(Rows from a dataset of pages and code)

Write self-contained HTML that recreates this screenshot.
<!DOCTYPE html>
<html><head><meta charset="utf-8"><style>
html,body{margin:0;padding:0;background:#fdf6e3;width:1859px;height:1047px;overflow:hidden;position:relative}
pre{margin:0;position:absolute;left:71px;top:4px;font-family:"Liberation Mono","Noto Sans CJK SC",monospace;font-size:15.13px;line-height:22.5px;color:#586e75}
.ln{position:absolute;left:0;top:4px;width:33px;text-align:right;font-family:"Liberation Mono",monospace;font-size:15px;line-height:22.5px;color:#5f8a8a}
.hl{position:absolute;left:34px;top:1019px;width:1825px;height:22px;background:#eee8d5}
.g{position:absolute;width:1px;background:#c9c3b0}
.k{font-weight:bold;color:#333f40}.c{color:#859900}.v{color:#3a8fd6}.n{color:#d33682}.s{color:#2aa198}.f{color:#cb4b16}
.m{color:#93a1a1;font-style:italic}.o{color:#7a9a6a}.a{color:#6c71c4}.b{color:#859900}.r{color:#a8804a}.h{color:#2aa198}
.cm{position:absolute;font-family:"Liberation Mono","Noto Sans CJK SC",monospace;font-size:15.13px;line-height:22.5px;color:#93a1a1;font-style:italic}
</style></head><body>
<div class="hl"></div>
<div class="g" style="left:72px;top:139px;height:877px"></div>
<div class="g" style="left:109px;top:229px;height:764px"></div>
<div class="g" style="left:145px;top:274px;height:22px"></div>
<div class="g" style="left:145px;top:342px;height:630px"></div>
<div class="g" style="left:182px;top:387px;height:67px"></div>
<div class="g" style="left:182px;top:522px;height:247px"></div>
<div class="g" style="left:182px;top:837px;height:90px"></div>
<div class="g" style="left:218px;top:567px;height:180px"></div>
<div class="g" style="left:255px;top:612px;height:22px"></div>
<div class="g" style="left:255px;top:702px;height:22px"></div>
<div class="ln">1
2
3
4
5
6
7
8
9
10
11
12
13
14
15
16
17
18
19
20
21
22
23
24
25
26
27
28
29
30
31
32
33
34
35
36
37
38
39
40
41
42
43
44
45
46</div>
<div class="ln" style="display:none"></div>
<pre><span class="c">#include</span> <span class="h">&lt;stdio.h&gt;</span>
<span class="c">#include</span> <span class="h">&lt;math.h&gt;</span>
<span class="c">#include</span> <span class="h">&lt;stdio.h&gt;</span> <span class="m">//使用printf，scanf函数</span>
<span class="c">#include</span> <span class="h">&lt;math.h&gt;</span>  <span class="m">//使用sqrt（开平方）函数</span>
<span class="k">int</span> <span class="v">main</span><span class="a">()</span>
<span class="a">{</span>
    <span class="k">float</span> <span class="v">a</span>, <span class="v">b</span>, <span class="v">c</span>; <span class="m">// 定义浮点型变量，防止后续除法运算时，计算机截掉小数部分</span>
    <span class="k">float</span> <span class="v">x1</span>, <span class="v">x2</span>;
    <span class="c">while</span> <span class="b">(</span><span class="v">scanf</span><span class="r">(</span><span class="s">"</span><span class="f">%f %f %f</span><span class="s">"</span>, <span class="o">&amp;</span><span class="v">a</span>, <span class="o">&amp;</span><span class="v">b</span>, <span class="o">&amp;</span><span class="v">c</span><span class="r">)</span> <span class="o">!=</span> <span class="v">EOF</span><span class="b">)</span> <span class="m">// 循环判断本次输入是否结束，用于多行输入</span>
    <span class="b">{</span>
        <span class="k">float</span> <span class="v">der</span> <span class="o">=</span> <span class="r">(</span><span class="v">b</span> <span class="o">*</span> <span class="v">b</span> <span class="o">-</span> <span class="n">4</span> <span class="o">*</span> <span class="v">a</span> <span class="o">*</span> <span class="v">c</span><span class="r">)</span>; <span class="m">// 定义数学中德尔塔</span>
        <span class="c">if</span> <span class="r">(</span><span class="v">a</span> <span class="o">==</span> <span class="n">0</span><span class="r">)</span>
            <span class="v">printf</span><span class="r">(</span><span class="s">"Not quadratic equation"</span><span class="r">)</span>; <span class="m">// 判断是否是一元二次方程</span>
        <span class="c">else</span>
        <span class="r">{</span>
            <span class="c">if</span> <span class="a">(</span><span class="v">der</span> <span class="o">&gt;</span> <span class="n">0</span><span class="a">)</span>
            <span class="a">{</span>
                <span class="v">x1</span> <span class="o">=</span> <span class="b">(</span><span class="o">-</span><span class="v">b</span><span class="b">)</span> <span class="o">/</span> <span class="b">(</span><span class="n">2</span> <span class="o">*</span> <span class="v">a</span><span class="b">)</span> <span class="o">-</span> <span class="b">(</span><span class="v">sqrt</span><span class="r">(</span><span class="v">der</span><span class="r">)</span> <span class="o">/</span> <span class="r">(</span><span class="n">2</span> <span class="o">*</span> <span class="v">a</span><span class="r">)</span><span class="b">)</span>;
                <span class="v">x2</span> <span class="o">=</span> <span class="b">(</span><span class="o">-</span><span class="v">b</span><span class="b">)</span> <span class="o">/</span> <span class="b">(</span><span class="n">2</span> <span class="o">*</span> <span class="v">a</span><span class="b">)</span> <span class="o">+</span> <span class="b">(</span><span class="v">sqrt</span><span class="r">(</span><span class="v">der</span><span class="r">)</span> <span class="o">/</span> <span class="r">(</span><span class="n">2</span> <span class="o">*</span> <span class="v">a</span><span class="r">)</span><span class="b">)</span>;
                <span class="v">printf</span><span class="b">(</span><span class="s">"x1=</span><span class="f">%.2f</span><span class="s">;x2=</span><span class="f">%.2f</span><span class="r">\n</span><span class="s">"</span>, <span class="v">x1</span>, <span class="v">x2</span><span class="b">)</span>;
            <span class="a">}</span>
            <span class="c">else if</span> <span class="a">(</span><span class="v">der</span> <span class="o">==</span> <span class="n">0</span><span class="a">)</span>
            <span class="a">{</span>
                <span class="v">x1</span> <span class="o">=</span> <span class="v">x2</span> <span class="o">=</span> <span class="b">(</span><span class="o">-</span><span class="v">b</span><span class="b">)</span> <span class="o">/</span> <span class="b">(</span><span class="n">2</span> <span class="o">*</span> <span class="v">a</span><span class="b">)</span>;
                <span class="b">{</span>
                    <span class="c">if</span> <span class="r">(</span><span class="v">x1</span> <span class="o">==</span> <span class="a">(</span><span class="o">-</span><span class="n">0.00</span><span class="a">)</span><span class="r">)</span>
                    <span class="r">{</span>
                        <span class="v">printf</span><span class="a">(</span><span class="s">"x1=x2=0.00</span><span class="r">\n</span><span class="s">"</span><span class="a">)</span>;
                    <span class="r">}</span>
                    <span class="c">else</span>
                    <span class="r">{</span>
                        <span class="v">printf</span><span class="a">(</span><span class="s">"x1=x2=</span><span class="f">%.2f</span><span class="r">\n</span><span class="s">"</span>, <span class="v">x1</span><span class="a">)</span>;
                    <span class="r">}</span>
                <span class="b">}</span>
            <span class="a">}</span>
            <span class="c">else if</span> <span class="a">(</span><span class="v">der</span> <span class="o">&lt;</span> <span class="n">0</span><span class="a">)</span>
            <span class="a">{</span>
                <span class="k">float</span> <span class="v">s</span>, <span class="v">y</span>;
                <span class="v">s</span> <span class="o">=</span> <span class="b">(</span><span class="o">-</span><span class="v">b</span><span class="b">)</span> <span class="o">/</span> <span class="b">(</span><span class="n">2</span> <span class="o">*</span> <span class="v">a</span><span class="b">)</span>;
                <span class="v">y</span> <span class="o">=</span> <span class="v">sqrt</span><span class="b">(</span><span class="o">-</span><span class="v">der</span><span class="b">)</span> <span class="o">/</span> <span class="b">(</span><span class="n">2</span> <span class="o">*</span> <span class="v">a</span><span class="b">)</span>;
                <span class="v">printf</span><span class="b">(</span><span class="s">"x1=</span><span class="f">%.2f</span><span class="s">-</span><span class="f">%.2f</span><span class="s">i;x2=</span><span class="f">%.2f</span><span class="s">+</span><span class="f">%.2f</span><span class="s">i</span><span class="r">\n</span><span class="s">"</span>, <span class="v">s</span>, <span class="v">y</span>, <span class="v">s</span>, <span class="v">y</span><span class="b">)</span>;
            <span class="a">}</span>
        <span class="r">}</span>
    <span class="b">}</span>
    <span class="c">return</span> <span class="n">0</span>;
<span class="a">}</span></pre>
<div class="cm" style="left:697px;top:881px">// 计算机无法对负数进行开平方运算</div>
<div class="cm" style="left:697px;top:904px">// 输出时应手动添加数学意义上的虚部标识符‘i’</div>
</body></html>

---

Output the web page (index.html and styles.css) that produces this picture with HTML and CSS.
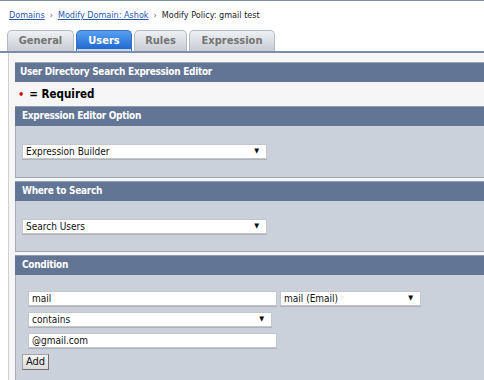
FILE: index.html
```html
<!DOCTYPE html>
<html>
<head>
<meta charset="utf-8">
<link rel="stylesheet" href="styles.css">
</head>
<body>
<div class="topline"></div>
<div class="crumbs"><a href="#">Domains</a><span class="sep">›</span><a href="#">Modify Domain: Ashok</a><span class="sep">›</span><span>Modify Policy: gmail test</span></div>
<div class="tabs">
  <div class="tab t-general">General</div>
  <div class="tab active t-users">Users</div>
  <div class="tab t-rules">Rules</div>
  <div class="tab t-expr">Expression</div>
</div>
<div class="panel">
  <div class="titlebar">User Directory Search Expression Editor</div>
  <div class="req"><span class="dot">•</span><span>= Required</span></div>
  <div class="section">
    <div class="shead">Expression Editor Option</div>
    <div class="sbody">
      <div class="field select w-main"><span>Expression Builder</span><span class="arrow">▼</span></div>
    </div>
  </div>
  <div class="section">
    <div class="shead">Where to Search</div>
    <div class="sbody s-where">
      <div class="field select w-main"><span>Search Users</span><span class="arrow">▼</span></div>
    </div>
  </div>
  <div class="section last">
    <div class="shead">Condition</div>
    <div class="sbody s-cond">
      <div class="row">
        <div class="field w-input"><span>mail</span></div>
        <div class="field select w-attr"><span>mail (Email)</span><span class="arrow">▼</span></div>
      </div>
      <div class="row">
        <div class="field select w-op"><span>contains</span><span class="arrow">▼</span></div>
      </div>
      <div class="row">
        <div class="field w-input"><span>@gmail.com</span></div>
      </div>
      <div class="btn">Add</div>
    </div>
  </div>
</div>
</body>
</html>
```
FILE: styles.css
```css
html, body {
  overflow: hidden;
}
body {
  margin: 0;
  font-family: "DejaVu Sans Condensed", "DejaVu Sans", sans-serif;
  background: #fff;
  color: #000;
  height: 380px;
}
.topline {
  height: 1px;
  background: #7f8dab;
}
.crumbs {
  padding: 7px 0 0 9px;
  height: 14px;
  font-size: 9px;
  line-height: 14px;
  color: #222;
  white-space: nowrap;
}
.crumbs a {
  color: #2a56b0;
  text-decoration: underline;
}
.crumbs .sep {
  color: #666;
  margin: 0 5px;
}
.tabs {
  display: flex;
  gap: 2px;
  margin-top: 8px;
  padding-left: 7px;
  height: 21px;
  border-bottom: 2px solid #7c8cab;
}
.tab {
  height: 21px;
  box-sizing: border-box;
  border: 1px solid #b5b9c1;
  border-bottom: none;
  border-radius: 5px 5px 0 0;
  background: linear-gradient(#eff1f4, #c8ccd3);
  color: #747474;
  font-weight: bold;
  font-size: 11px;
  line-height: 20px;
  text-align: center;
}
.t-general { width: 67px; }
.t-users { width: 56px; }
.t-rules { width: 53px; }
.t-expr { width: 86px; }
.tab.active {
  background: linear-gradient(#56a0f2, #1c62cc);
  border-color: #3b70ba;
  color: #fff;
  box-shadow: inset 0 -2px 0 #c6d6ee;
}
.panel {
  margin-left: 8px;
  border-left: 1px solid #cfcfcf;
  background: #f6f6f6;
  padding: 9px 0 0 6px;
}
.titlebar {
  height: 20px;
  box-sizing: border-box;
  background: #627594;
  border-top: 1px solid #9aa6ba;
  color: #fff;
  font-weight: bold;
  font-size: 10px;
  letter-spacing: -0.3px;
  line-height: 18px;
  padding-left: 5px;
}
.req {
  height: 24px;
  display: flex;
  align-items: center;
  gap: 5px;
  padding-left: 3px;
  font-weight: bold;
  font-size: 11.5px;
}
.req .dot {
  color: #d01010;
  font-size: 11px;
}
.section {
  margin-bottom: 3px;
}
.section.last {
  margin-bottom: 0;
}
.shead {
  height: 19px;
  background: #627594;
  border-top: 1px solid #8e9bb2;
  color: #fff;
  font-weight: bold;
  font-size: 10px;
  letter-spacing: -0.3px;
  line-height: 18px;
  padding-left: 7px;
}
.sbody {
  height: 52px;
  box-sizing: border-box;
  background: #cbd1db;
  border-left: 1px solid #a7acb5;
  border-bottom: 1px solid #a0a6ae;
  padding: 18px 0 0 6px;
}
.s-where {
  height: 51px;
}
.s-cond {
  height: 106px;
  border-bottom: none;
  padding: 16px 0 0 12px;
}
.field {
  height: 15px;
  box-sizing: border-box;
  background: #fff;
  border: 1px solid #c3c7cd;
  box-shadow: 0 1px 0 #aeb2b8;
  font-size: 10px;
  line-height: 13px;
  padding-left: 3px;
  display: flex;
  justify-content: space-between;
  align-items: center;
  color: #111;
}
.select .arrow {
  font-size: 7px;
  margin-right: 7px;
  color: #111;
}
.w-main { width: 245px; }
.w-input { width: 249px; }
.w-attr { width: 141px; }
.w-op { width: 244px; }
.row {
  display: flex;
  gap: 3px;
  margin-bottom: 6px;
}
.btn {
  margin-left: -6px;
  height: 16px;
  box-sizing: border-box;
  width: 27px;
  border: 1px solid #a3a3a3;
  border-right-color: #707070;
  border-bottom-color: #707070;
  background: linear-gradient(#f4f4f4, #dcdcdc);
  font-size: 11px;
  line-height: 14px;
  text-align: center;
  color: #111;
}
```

--

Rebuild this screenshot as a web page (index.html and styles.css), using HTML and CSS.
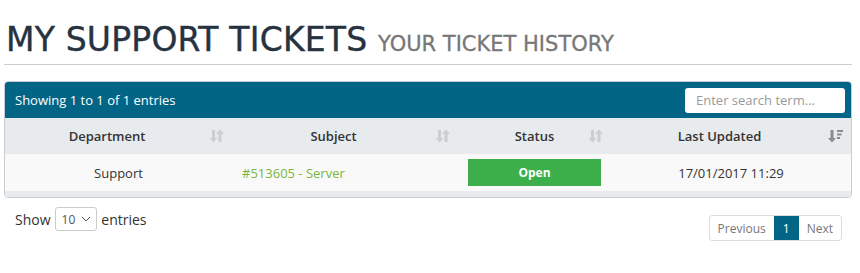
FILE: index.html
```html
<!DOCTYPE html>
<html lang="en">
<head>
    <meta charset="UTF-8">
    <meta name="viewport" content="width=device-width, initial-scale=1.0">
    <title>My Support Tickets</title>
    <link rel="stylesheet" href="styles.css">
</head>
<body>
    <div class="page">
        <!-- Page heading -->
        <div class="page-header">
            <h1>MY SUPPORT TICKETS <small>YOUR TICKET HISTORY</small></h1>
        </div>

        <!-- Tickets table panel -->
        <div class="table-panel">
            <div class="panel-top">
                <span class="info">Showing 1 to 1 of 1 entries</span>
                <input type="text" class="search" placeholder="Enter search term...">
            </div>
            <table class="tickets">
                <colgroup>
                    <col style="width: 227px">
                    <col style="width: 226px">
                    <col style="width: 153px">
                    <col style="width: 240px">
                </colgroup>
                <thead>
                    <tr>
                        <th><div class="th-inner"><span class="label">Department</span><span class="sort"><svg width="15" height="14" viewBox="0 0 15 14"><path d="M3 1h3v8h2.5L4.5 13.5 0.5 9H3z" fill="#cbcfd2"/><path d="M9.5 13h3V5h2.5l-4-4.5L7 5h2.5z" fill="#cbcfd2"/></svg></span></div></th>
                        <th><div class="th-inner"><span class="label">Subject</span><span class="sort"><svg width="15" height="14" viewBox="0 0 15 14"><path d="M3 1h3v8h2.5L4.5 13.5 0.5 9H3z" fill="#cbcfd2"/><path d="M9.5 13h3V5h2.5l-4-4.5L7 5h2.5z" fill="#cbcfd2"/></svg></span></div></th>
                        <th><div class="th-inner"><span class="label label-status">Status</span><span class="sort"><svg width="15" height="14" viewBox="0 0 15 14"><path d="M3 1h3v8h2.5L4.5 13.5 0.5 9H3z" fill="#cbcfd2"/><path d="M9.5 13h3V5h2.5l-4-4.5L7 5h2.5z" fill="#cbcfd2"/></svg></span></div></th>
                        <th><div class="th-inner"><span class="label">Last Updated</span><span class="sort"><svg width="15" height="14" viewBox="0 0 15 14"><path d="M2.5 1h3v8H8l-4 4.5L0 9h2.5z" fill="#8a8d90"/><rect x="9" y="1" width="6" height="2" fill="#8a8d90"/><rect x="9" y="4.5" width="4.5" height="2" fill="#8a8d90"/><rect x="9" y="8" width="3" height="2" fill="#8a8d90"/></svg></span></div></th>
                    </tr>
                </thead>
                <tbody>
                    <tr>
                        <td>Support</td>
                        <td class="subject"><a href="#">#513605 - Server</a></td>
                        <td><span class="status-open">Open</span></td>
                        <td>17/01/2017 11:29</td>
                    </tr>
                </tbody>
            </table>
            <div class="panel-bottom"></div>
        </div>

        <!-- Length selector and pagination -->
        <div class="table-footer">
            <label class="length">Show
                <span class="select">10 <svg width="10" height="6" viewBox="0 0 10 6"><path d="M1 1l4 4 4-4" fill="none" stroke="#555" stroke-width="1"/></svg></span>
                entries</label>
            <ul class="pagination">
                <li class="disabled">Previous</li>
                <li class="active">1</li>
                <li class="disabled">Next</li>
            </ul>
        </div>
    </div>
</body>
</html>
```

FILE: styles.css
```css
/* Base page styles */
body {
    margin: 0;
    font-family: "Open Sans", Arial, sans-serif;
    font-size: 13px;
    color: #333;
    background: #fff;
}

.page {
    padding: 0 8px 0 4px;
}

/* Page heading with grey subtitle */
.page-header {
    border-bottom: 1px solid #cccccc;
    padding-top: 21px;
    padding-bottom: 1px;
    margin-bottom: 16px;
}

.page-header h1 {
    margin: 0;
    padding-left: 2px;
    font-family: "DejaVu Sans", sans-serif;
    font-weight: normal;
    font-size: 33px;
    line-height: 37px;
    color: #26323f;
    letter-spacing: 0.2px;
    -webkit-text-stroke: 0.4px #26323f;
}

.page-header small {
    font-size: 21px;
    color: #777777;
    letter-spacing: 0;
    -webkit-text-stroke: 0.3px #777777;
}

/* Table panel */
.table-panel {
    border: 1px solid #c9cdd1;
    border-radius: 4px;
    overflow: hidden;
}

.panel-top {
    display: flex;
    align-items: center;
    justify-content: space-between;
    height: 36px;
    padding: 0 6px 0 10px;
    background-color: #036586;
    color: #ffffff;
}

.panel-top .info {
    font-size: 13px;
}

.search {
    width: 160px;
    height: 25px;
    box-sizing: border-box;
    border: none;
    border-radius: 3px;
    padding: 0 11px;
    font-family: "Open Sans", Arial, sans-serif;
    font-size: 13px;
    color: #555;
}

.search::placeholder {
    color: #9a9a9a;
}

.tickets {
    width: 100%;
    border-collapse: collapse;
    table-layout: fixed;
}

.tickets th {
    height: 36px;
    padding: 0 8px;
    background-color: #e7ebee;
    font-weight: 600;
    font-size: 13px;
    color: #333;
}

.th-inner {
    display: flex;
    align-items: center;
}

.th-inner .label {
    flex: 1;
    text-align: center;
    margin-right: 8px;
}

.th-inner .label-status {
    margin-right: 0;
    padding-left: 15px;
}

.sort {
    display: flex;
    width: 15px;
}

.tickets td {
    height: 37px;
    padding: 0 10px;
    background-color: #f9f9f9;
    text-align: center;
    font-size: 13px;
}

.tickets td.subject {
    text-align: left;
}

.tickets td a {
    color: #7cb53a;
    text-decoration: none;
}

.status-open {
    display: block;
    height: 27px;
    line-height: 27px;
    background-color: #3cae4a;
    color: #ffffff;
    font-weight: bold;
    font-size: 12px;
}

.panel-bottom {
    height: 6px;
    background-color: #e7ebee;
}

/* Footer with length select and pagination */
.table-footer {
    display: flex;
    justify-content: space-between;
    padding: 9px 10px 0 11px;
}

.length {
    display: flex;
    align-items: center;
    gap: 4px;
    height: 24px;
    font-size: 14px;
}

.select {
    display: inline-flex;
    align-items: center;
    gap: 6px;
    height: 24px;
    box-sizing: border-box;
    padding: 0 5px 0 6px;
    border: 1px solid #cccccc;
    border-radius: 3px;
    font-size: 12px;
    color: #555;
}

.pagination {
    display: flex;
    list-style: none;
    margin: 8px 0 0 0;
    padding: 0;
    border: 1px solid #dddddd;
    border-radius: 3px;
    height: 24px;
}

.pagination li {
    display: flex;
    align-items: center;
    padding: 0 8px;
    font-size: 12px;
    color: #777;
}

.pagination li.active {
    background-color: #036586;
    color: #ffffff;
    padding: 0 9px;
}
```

• **WHAT TO DO**
What is the number of lines in the listing that include the word "index"? Give that number and nothing else.

• **COMPLETE OUTPUT**
4